Question

Chris wants to make an enclosed rectangular area for a mulch pile. She wants to make the enclosure in such a way as to use a corner of her back yard. She also wants it to be twice as long as it is wide. Since the yard is already fenced, she simply needs to construct two sides of the mulch pile enclosure. She has only 15 feet of material available. Find the dimensions of the enclosure that will produce the maximum area

Answer

**step1** Understanding the problem

The problem asks us to find the dimensions of a rectangular enclosure. We are told that the enclosure will be built in a corner of a backyard, so only two new sides need to be constructed. These two sides are the width and the length of the rectangle.
We know two key pieces of information:
1. The total material available for these two sides is 15 feet. This means the sum of the width and the length must be 15 feet.
2. The length of the enclosure must be twice its width.
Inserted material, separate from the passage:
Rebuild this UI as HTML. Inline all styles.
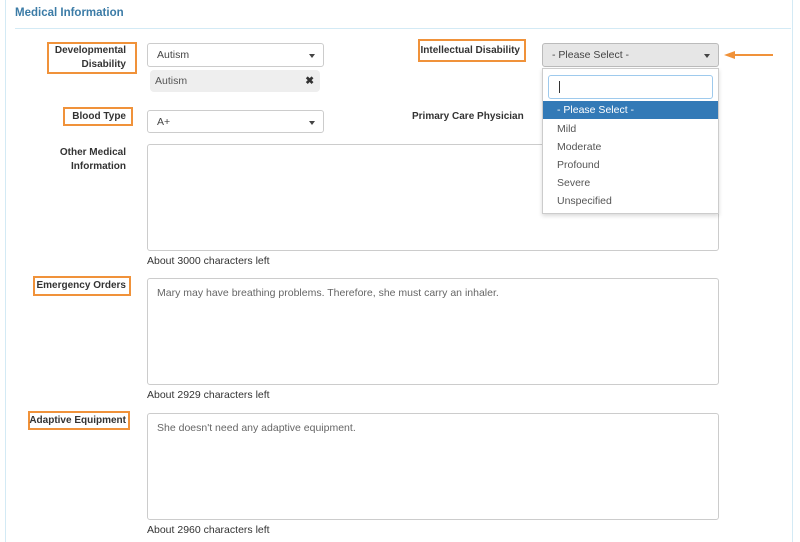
<!DOCTYPE html>
<html><head><style>
body{margin:0;width:800px;height:542px;background:#fff;font-family:"Liberation Sans",sans-serif;font-size:10.5px;color:#333;position:relative;overflow:hidden}
.a{position:absolute;white-space:nowrap}
.lbl{font-weight:bold;color:#333;text-align:right;font-size:10px}
.ob{border:2px solid #f0923a;box-sizing:border-box}
.sel{border:1px solid #ccc;border-radius:3px;box-sizing:border-box;background:#fff;padding-left:9px;line-height:23px;color:#444}
.car{position:absolute;right:8px;top:10px;width:0;height:0;border-left:3.5px solid transparent;border-right:3.5px solid transparent;border-top:4px solid #444}
.ta{border:1px solid #ccc;border-radius:3px;box-sizing:border-box;background:#fff;padding:8px 9px;color:#666}
.cnt{color:#333}
.opt{position:absolute;left:14px;color:#555}
</style></head><body>
<div class="a" style="left:5px;top:0;width:1px;height:542px;background:#d3eaf5"></div>
<div class="a" style="left:792px;top:0;width:1px;height:542px;background:#d3eaf5"></div>
<div class="a" style="left:15px;top:7px;font-size:11.5px;font-weight:bold;color:#3b7ba6">Medical Information</div>
<div class="a" style="left:15px;top:28px;width:776px;height:1px;background:#d3eaf5"></div>

<div class="a ob" style="left:47px;top:42px;width:90px;height:32px"></div>
<div class="a lbl" style="left:40px;top:44px;width:86px;line-height:14px">Developmental<br>Disability</div>
<div class="a sel" style="left:147px;top:43px;width:177px;height:24px">Autism<span class="car"></span></div>
<div class="a" style="left:150px;top:70px;width:170px;height:22px;background:#eee;border-radius:4px;line-height:22px;padding-left:5px;box-sizing:border-box;color:#555">Autism<span style="position:absolute;right:6px;top:0;font-weight:bold;color:#333">✖</span></div>

<div class="a ob" style="left:63px;top:107px;width:70px;height:19px"></div>
<div class="a lbl" style="left:60px;top:111px;width:66px">Blood Type</div>
<div class="a sel" style="left:147px;top:110px;width:177px;height:23px">A+<span class="car"></span></div>

<div class="a lbl" style="left:30px;top:146px;width:96px;line-height:14px">Other Medical<br>Information</div>
<div class="a ta" style="left:147px;top:144px;width:572px;height:107px"></div>
<div class="a cnt" style="left:147px;top:255px">About 3000 characters left</div>

<div class="a ob" style="left:418px;top:39px;width:108px;height:23px"></div>
<div class="a lbl" style="left:418px;top:45px;width:102px">Intellectual Disability</div>
<div class="a sel" style="left:542px;top:43px;width:177px;height:24px;background:#e6e6e6;border-color:#bbb">- Please Select -<span class="car"></span></div>
<div class="a" style="left:734px;top:54px;width:39px;height:2px;background:#f0923a"></div>
<div class="a" style="left:724px;top:51px;width:0;height:0;border-top:4px solid transparent;border-bottom:4px solid transparent;border-right:11px solid #f0923a"></div>

<div class="a lbl" style="left:412px;top:111px">Primary Care Physician</div>

<div class="a" style="left:542px;top:68px;width:177px;height:146px;background:#fff;border:1px solid #ccc;box-sizing:border-box;box-shadow:0 2px 4px rgba(0,0,0,.15)">
<div class="a" style="left:5px;top:6px;width:165px;height:24px;border:1px solid #9ecaed;border-radius:3px;box-sizing:border-box"><div class="a" style="left:10px;top:5px;width:1px;height:12px;background:#333"></div></div>
<div class="a" style="left:0;top:32px;width:175px;height:18px;background:#337ab7"></div>
<div class="opt" style="top:35px;color:#fff">- Please Select -</div>
<div class="opt" style="top:54px">Mild</div>
<div class="opt" style="top:72px">Moderate</div>
<div class="opt" style="top:90px">Profound</div>
<div class="opt" style="top:108px">Severe</div>
<div class="opt" style="top:126px">Unspecified</div>
</div>

<div class="a ob" style="left:33px;top:276px;width:98px;height:20px"></div>
<div class="a lbl" style="left:30px;top:280px;width:96px">Emergency Orders</div>
<div class="a ta" style="left:147px;top:278px;width:572px;height:107px">Mary may have breathing problems. Therefore, she must carry an inhaler.</div>
<div class="a cnt" style="left:147px;top:389px">About 2929 characters left</div>

<div class="a ob" style="left:28px;top:411px;width:102px;height:19px"></div>
<div class="a lbl" style="left:28px;top:415px;width:98px">Adaptive Equipment</div>
<div class="a ta" style="left:147px;top:413px;width:572px;height:107px">She doesn't need any adaptive equipment.</div>
<div class="a cnt" style="left:147px;top:524px">About 2960 characters left</div>
</body></html>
**step2** Defining the relationship between the width and length

Let's call the width of the enclosure 'Width' and the length of the enclosure 'Length'.
According to the problem, the Length is twice the Width. We can write this as:
Length = 2 × Width.

**step3** Calculating the value of each part

We know that the total material available is 15 feet, and this material will be used for the Width and the Length.
So, Width + Length = 15 feet.
From the previous step, we know that Length is equal to 2 times the Width.
So, if we think of the Width as 1 part, then the Length is 2 parts.
The total number of parts for the material is 1 part (for Width) + 2 parts (for Length) = 3 parts.
These 3 parts together make up the total of 15 feet of material.
To find out how many feet are in one part, we divide the total material by the total number of parts:
Value of 1 part = 15 feet ÷ 3 = 5 feet.

**step4** Determining the dimensions of the enclosure

Since the Width is 1 part, the Width of the enclosure is 5 feet.
Since the Length is 2 parts, the Length of the enclosure is 2 × 5 feet = 10 feet.
So, the dimensions of the enclosure are 5 feet wide and 10 feet long.
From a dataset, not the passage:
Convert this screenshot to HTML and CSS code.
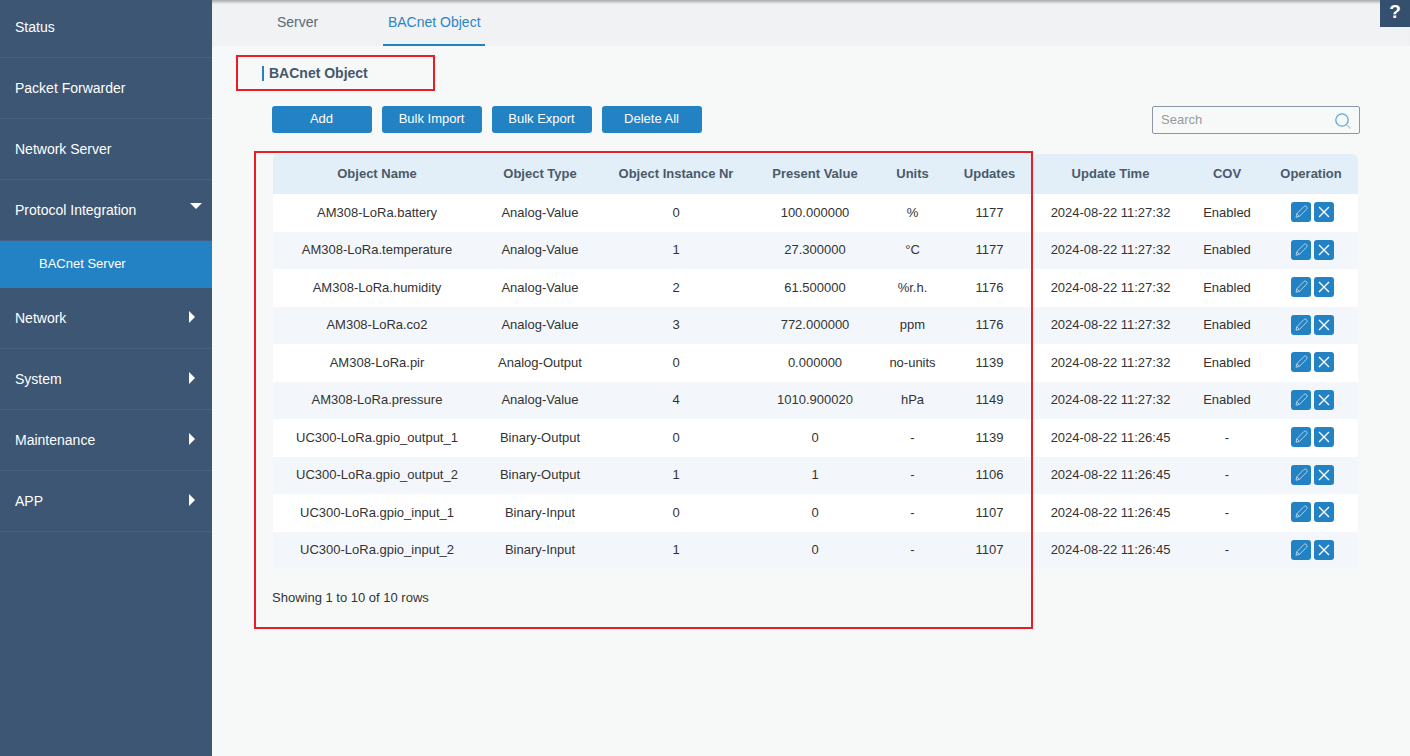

**step5** Verifying the dimensions and finding the maximum area

Let's check if these dimensions satisfy all conditions:
1. Is the length twice the width? Yes, 10 feet is indeed 2 times 5 feet.
2. Does the total material used equal 15 feet? Yes, 5 feet + 10 feet = 15 feet.
Since these are the only dimensions that satisfy both the relationship between length and width and the total material constraint, these dimensions will produce the enclosure.
To find the area of this enclosure, we multiply the width by the length:
Area = Width × Length = 5 feet × 10 feet = 50 square feet.
The dimensions of the enclosure that will produce the maximum area are 5 feet by 10 feet.